Task to carry out: Starting at the first line of the listing below, repeat each line up to and including the one containing "FaSortAmountDown, FaTimes, FaTrashAlt". Leave out pictures.

━━━━━━━━━━━━━━━━━━━━

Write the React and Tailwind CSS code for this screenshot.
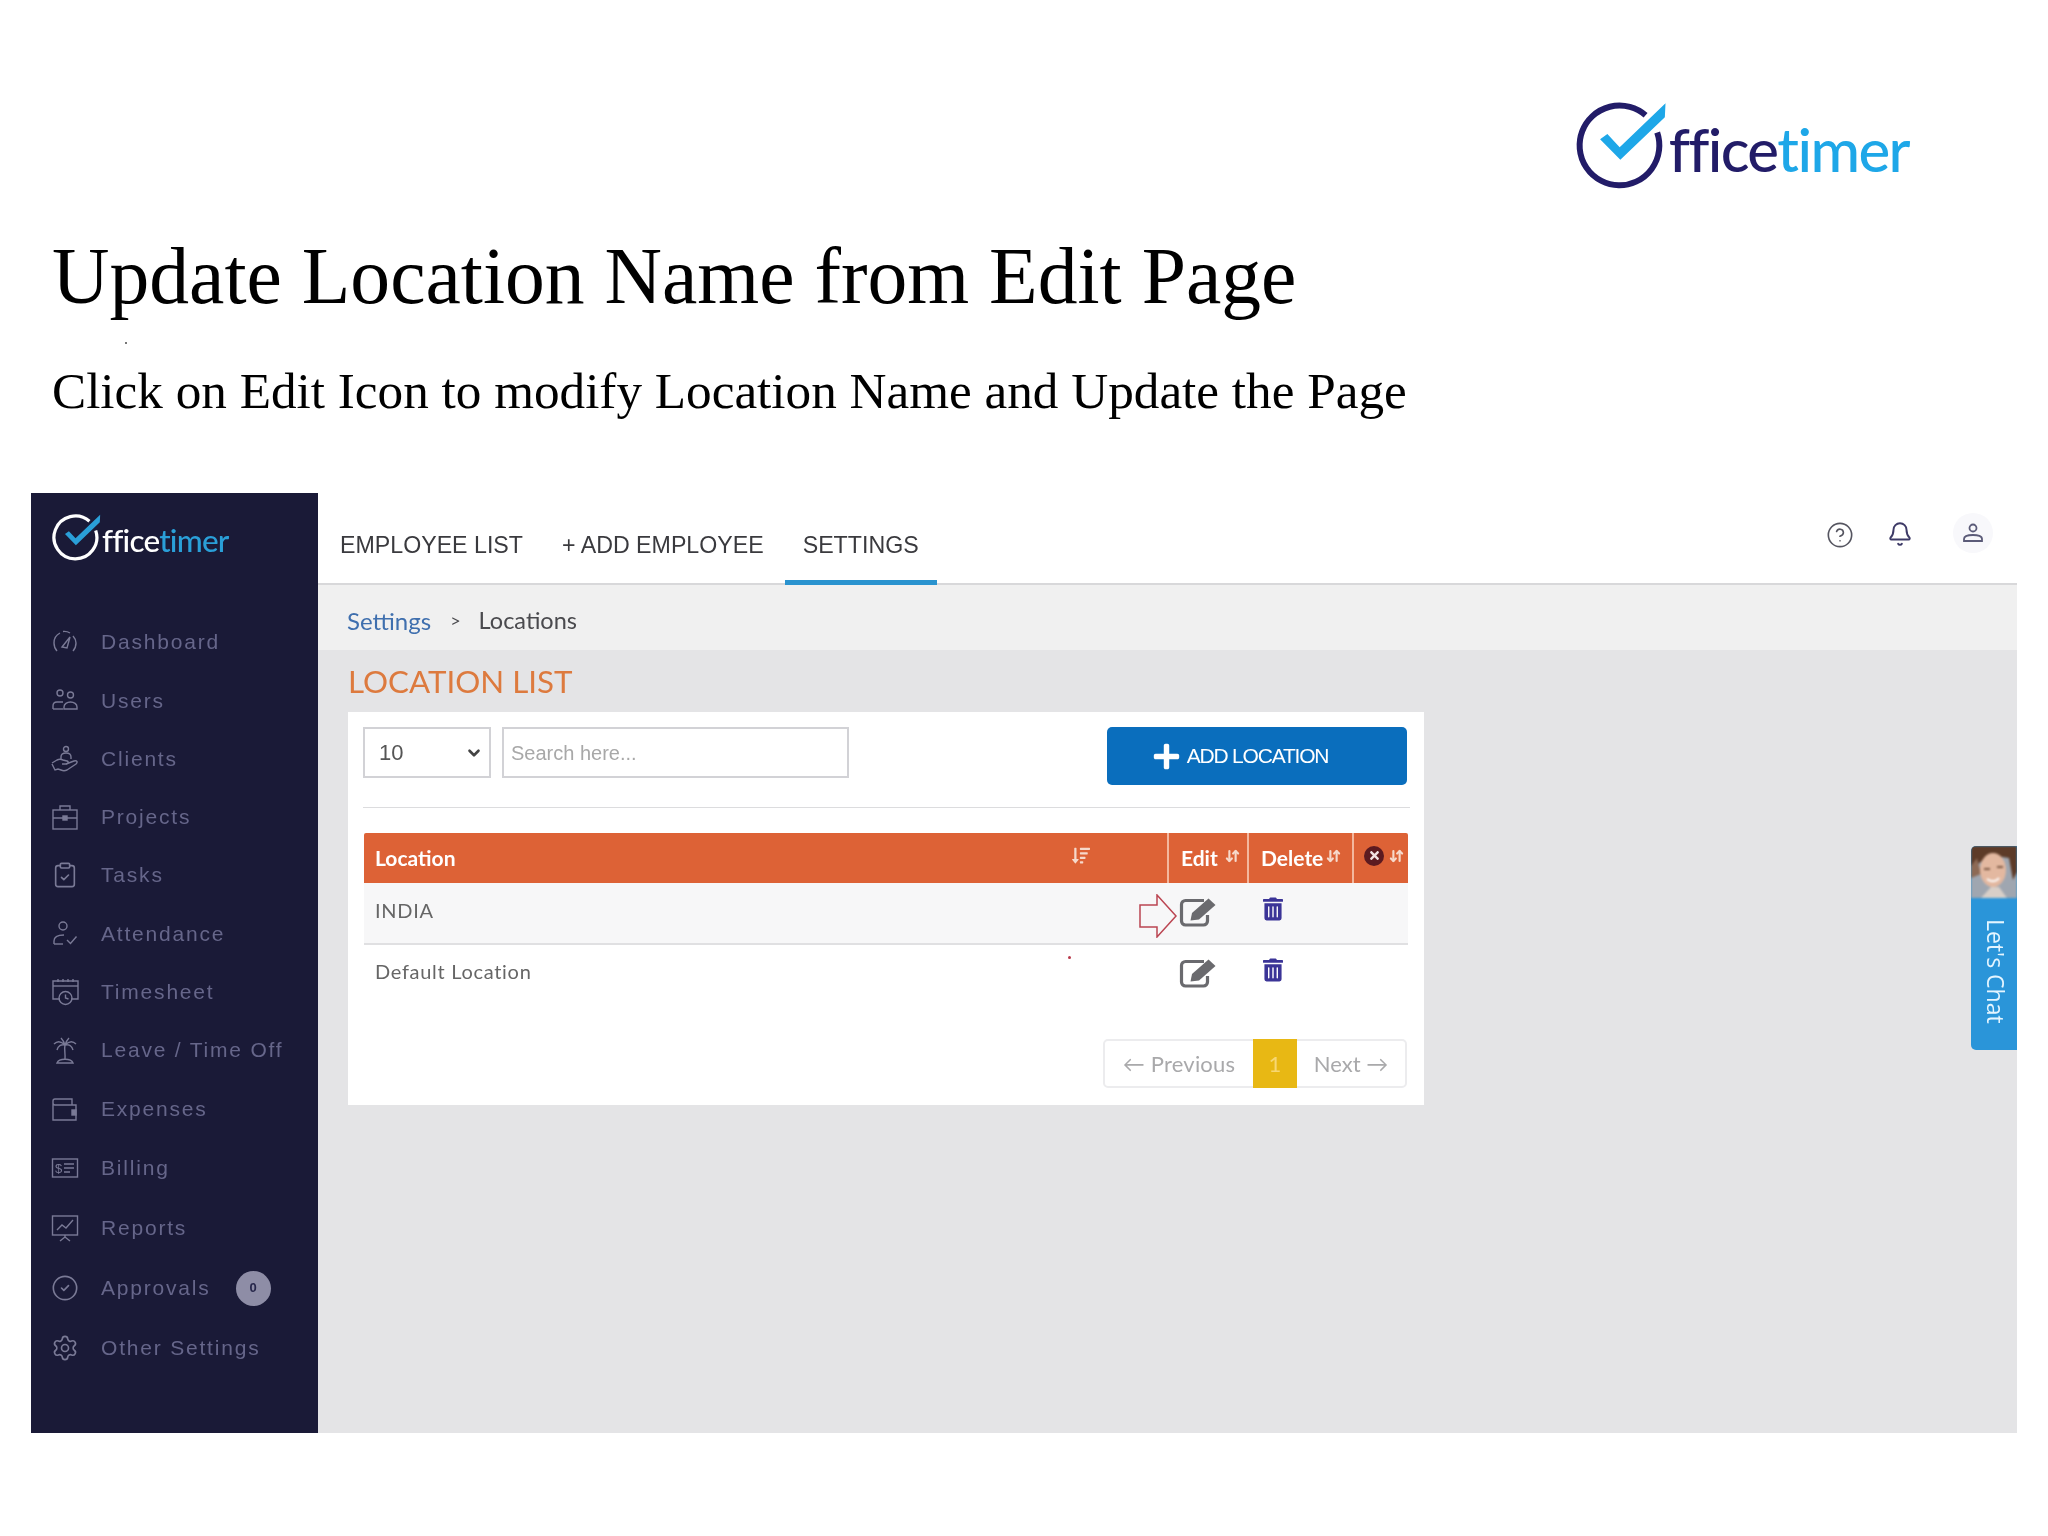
import { ArrowDownUp, Bell, ChevronDown, CircleCheck, CircleHelp, ClipboardCheck, Settings } from 'lucide-react'
import { FaPlus, FaSortAmountDown, FaTimes, FaTrashAlt } from 'react-icons/fa'

const LogoMark = ({ className, ring, tick }) => (
  <svg viewBox="225 120 285 280" className={className} fill="none">
    <path d="M440 166 A120 120 0 1 0 475 218" stroke={ring} strokeWidth="18" />
    <path d="M303 238 L325 222 L362 262 L500 130 L498 172 L364 300 Z" fill={tick} />
  </svg>
)

const NavSvg = ({ children }) => (
  <svg viewBox="0 0 28 28" className="w-7 h-7" fill="none" stroke="currentColor" strokeWidth="1.4">
    {children}
  </svg>
)

const GaugeIcon = () => (
  <NavSvg>
    <path d="M6 23A12 12 0 0 1 3 15 11 11 0 0 1 9 5" />
    <path d="M12 3.500A11 11 0 0 1 19 5" />
    <path d="M22 8a11 11 0 0 1 3 7 12 12 0 0 1-3 8" />
    <path d="M11 19L19 9 16 20z" />
  </NavSvg>
)

const UsersIcon = () => (
  <NavSvg>
    <circle cx="9" cy="7" r="3" />
    <circle cx="19.500" cy="9" r="3" />
    <path d="M2 23v-3c0-3 2-4 4-4h6" />
    <path d="M2 23h10" />
    <path d="M13 23v-2c0-3 3-5 6.500-5s6.500 2 6.500 5v2z" />
  </NavSvg>
)

const ClientsIcon = () => (
  <NavSvg>
    <circle cx="15" cy="4" r="2.500" />
    <path d="M10 14v-2c0-3 2-4 5-4s5 1 5 4v2" />
    <path d="M1 18l5-3c2-1 4-1 6 0l4 1c2 .5 1.500 3-1 3h-4" />
    <path d="M15 19l8-3c3-1 4 1 2 3l-9 6c-2 1-4 1-6 0l-3-1-3 1-3-6" />
  </NavSvg>
)

const ProjectsIcon = () => (
  <NavSvg>
    <rect x="2" y="7" width="24" height="19" />
    <path d="M9 7V3h10v4M2 15h24" />
    <rect x="12" y="13" width="4" height="4" fill="currentColor" />
  </NavSvg>
)

const AttendanceIcon = () => (
  <NavSvg>
    <circle cx="12" cy="7" r="4" />
    <path d="M3 25v-3c0-4 4-6 10-6" />
    <path d="M3 25h9" />
    <path d="M16 21l3.500 3.500 6-7" />
  </NavSvg>
)

const TimesheetIcon = () => (
  <NavSvg>
    <path d="M9 21H2V3h25v18h-7" />
    <path d="M2 8h25" />
    <path d="M7 1v3M12 1v3M17 1v3M22 1v3" />
    <circle cx="14.500" cy="20" r="6.500" />
    <path d="M14.500 16.500V20l3 1" />
  </NavSvg>
)

const PalmIcon = () => (
  <NavSvg>
    <path d="M14 23c.5-5-1-10 0-14" />
    <path d="M14 9C10 5 6 5 3 8M14 9c4-4 8-4 11-1M14 9c-4-1-7 1-8 5M14 9c4-1 7 1 8 5M14 9c-1-3-2-5-4-7M14 9c1-3 2-5 4-7" />
    <path d="M6 27c2-5 14-5 16 0z" />
  </NavSvg>
)

const WalletIcon = () => (
  <NavSvg>
    <path d="M2 6a2 2 0 0 1 2-2h17v6" />
    <path d="M2 6v19h23v-15H4a2 2 0 0 1-2-2" />
    <rect x="21" y="15" width="4" height="5" fill="currentColor" />
  </NavSvg>
)

const BillingIcon = () => (
  <NavSvg>
    <rect x="1.500" y="5" width="25" height="18" />
    <path d="M13 10h10M13 14h10M13 18h6" />
    <text x="4" y="19" fontSize="13" fill="currentColor" stroke="none" fontFamily="Liberation Sans">$</text>
  </NavSvg>
)

const ReportsIcon = () => (
  <NavSvg>
    <rect x="1.500" y="2" width="25" height="19" />
    <path d="M6 16l5-5 4 3 7-8" />
    <path d="M14 21v2M14 23l-5 4M14 23l5 4" />
  </NavSvg>
)

const navItems = [
  { label: 'Dashboard', icon: <GaugeIcon />, row: 'h-[58.25px]' },
  { label: 'Users', icon: <UsersIcon />, row: 'h-[58.25px]' },
  { label: 'Clients', icon: <ClientsIcon />, row: 'h-[58.25px]' },
  { label: 'Projects', icon: <ProjectsIcon />, row: 'h-[58.25px]' },
  { label: 'Tasks', icon: <ClipboardCheck className="w-7 h-7" strokeWidth={1.4} />, row: 'h-[58.25px]' },
  { label: 'Attendance', icon: <AttendanceIcon />, row: 'h-[58.25px]' },
  { label: 'Timesheet', icon: <TimesheetIcon />, row: 'h-[58.25px]' },
  { label: 'Leave / Time Off', icon: <PalmIcon />, row: 'h-[58.25px]' },
  { label: 'Expenses', icon: <WalletIcon />, row: 'h-[59px]' },
  { label: 'Billing', icon: <BillingIcon />, row: 'h-[60px]' },
  { label: 'Reports', icon: <ReportsIcon />, row: 'h-[60px]' },
  { label: 'Approvals', icon: <CircleCheck className="w-7 h-7" strokeWidth={1.4} />, row: 'h-[60px]', badge: '0' },
  { label: 'Other Settings', icon: <Settings className="w-7 h-7" strokeWidth={1.4} />, row: 'h-[60px]' },
]

const tabs = [
  { label: 'EMPLOYEE LIST' },
  { label: '+ ADD EMPLOYEE' },
  { label: 'SETTINGS', active: true },
]

const rows = ['INDIA', 'Default Location']

function SortArrows() {
  return <ArrowDownUp className="w-[15px] h-[18px] text-[#f6d9cb]" strokeWidth={3.4} />
}

function EditIcon() {
  return (
    <svg viewBox="0 0 38 30" className="w-[38px] h-[30px] text-[#6a6a6e]" fill="none">
      <path d="M25 3.500H6.500a4 4 0 0 0-4 4v16.500a4 4 0 0 0 4 4h18a4 4 0 0 0 4-4v-6" stroke="currentColor" strokeWidth="3.200" />
      <path d="M11.500 23.500L13 16 29.500 1.500l7 6.500L20 22.500z" fill="currentColor" />
    </svg>
  )
}

function Sidebar() {
  return (
    <aside className="w-[287px] shrink-0 bg-[#1a1a37]">
      <div className="h-[120px] pl-[20px] pt-[20px] flex items-start">
        <LogoMark className="w-[51px] h-[50px] shrink-0" ring="#ffffff" tick="#2a9fd8" />
        <span className="mt-[2px] font-['Lato',sans-serif] text-[31.5px] leading-[50px] tracking-[-0.8px] font-medium text-white">
          ffice<span className="text-[#2a9fd8]">timer</span>
        </span>
      </div>
      <nav className="flex flex-col">
        {navItems.map(item => (
          <div key={item.label} className={`${item.row} pl-[20px] flex items-center gap-[22px] text-[#7a7a96]`}>
            <span className="shrink-0">{item.icon}</span>
            <span className="font-['Liberation_Sans',sans-serif] text-[21px] tracking-[1.8px] text-[#66668a]">{item.label}</span>
            {item.badge && (
              <span className="ml-[3px] w-[35px] h-[35px] rounded-full bg-[#8e8da6] text-[#26264a] text-[13px] font-bold flex items-center justify-center font-['Liberation_Sans',sans-serif]">
                {item.badge}
              </span>
            )}
          </div>
        ))}
      </nav>
    </aside>
  )
}

function TopBar() {
  return (
    <header className="h-[92px] bg-white border-b-2 border-[#d8d8da] flex justify-between pl-[22px] pr-[24px]">
      <div className="flex h-[92px] gap-[39px] font-['Liberation_Sans',sans-serif] text-[23.2px] text-[#3a3a3e]">
        {tabs.map(tab => (
          <div key={tab.label} className={tab.active ? 'relative -ml-[18px] px-[18px] pt-[35px] border-b-[5px] border-[#2a93cf]' : 'pt-[35px]'}>
            {tab.label}
          </div>
        ))}
      </div>
      <div className="flex items-start pt-[20px] text-[#4a4a68]">
        <CircleHelp className="w-[28px] h-[28px] mt-[8px] text-[#555560]" strokeWidth={1.4} />
        <Bell className="w-[26px] h-[28px] ml-[33px] mt-[7px] text-[#3d3a66]" strokeWidth={1.8} />
        <div className="ml-[40px] w-[40px] h-[40px] rounded-full bg-[#f8f8fb] flex items-center justify-center text-[#5b5b78]">
          <svg viewBox="0 0 24 24" className="w-[24px] h-[24px]" fill="none" stroke="currentColor" strokeWidth="1.8">
            <circle cx="12" cy="7" r="3.500" />
            <path d="M3 20v-2c0-3 4-4 9-4s9 1 9 4v2z" />
          </svg>
        </div>
      </div>
    </header>
  )
}

function LocationCard() {
  return (
    <section className="relative w-[1076px] h-[393px] bg-white pt-[15px] px-[16px]">
      {/* Filters */}
      <div className="flex items-start gap-[11px] pr-[1px] font-['Liberation_Sans',sans-serif]">
        <div className="w-[128px] h-[51px] -ml-[1px] border-2 border-[#d2d2d6] flex items-center justify-between pl-[14px] pr-[6px] text-[22px] text-[#555]">
          10
          <ChevronDown className="w-[18px] h-[18px] text-[#444]" strokeWidth={3.5} />
        </div>
        <div className="w-[347px] h-[51px] border-2 border-[#d2d2d6] flex items-center pl-[7px] text-[20px] text-[#a8a8a8]">Search here...</div>
        <button className="ml-auto w-[300px] h-[58px] rounded-[5px] bg-[#0a6ebd] text-white flex items-center justify-center gap-[6px] pr-[34px] text-[21px] tracking-[-1.2px]">
          <FaPlus className="w-[29px] h-[29px]" />
          ADD LOCATION
        </button>
      </div>
      <div className="mt-[22px] -ml-[1px] -mr-[2px] h-[1px] bg-[#dcdcde]" />

      {/* Table */}
      <div className="mt-[25px] font-['Lato',sans-serif]">
        <div className="grid grid-cols-[803px_80px_105px_56px] h-[50px] bg-[#dd6236] rounded-t-[2px] text-white text-[21px] font-bold">
          <div className="pl-[11px] flex items-center justify-between pr-[77px]">
            Location
            <FaSortAmountDown className="w-[18px] h-[19px] -mt-[5px] text-[#f6d9cb]" />
          </div>
          <div className="border-l-2 border-[#f3b79e] pl-[12px] flex items-center justify-between pr-[7px]">
            Edit
            <span className="-mt-[5px]"><SortArrows /></span>
          </div>
          <div className="border-l-2 border-[#f3b79e] pl-[12px] flex items-center justify-between pr-[11px]">
            Delete
            <span className="-mt-[5px]"><SortArrows /></span>
          </div>
          <div className="border-l-2 border-[#f3b79e] pl-[10px] flex items-center gap-[5px]">
            <span className="-mt-[5px] w-[20px] h-[20px] rounded-full bg-[#5c1a20] flex items-center justify-center">
              <FaTimes className="w-[13px] h-[13px] text-[#f2e2e2]" />
            </span>
            <span className="-mt-[5px]"><SortArrows /></span>
          </div>
        </div>
        {rows.map((name, i) => (
          <div key={name} className={`grid grid-cols-[803px_80px_105px_56px] h-[62px] border-b-2 ${i === 0 ? 'bg-[#f7f7f8] border-[#e0e0e2] pt-[14px]' : 'bg-white border-transparent pt-[13px]'}`}>
            <div className="pl-[11px] text-[20px] leading-[26px] tracking-[0.7px] text-[#666]">{name}</div>
            <div className="pl-[12px]"><EditIcon /></div>
            <div className="pl-[16px]"><FaTrashAlt className="w-[20px] h-[24px] text-[#3b3497]" /></div>
            <div />
          </div>
        ))}
      </div>

      {/* Pagination */}
      <div className="mt-[32px] ml-auto mr-[1px] w-[304px] h-[49px] border-2 border-[#ececee] rounded-[5px] flex font-['Lato',sans-serif] text-[22px] text-[#a9a9ab]">
        <div className="w-[148px] flex items-center justify-center tracking-[0.2px]">← Previous</div>
        <div className="w-[44px] -my-[2px] bg-[#e8b814] text-[#f7d774] flex items-center justify-center">1</div>
        <div className="flex-1 flex items-center justify-center">Next →</div>
      </div>

      {/* callout arrow next to the first edit icon */}
      <svg viewBox="0 0 38 44" className="absolute left-[791px] top-[182px] w-[38px] h-[44px]" fill="none" stroke="#bb4552" strokeWidth="1.5">
        <path d="M1 11h17V1l19 21-19 21V33H1z" />
      </svg>
      <span className="absolute left-[720px] top-[244px] w-[3px] h-[3px] rounded-full bg-[#b8394a]" />
    </section>
  )
}

function ChatTab() {
  return (
    <div className="absolute right-0 top-[353px] w-[46px] h-[204px] flex flex-col rounded-l-[5px] overflow-hidden bg-[#2a95d9]">
      <svg viewBox="0 0 46 52" className="w-[46px] h-[52px] shrink-0 blur-[0.8px]">
        <rect width="46" height="52" fill="#9fa6b0" />
        <path d="M0 0h46v26l-4 8-4-22-20-3-12 10-6 6z" fill="#5d3b28" />
        <path d="M0 20l6-8 4 16-10 4z" fill="#8d6a55" />
        <ellipse cx="22" cy="24" rx="13" ry="17" fill="#e3b8a0" />
        <path d="M13 23h6M26 21h6" stroke="#5d3b28" strokeWidth="1.600" />
        <path d="M16 33c4 3 9 3 12-1" stroke="#ffffff" strokeWidth="2" fill="none" />
        <path d="M10 52l10-11h8l8 11z" fill="#d8cfc8" />
      </svg>
      <div className="flex-1 flex items-center justify-center pl-[4px] pb-[5px]">
        <span className="[writing-mode:vertical-rl] font-['Open_Sans',sans-serif] text-[23px] text-[#e4f5ff]">Let's Chat</span>
      </div>
    </div>
  )
}

export default function App() {
  return (
    <div className="relative w-[2048px] h-[1536px] bg-white overflow-hidden font-['Liberation_Serif',serif] text-black">
      {/* Slide header */}
      <div className="h-[230px] flex items-start justify-end pr-[139px] pt-[100px]">
        <div className="flex items-start blur-[0.4px]">
          <LogoMark className="w-[95px] h-[93px] shrink-0" ring="#221c68" tick="#1ea7e8" />
          <span className="mt-[3px] font-['Lato',sans-serif] text-[60px] leading-[93px] tracking-[-1.6px] font-medium text-[#221c68]">
            ffice<span className="text-[#1ea7e8]">timer</span>
          </span>
        </div>
      </div>
      <h1 className="pl-[52px] text-[79.6px] leading-[92px] font-normal">Update Location Name from Edit Page</h1>
      <p className="pl-[52px] mt-[39px] text-[51.2px] leading-[60px]">Click on Edit Icon to modify Location Name and Update the Page</p>
      <span className="absolute left-[125px] top-[342px] w-[2px] h-[2px] bg-[#777]" />

      {/* App screenshot */}
      <div className="mt-[72px] ml-[31px] w-[1986px] h-[940px] flex blur-[0.5px]">
        <Sidebar />
        <main className="relative flex-1 bg-[#e4e4e6]">
          <TopBar />
          <div className="h-[65px] bg-[#f0f0f0] flex items-center pl-[29px] pt-[6px] font-['Lato',sans-serif] text-[24px] text-[#4a4a4e]">
            <span className="text-[#3f6fae]">Settings</span>
            <span className="ml-[19px] text-[18px]">&gt;</span>
            <span className="ml-[18px] text-[23.5px]">Locations</span>
          </div>
          <div className="pl-[30px]">
            <h2 className="h-[62px] flex items-center font-['Lato',sans-serif] text-[31.3px] text-[#dd7a3e]">LOCATION LIST</h2>
            <LocationCard />
          </div>
          <ChatTab />
        </main>
      </div>
    </div>
  )
}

━━━━━━━━━━━━━━━━━━━━

Completed exercise:
Write the React and Tailwind CSS code for this screenshot.
import { ArrowDownUp, Bell, ChevronDown, CircleCheck, CircleHelp, ClipboardCheck, Settings } from 'lucide-react'
import { FaPlus, FaSortAmountDown, FaTimes, FaTrashAlt } from 'react-icons/fa'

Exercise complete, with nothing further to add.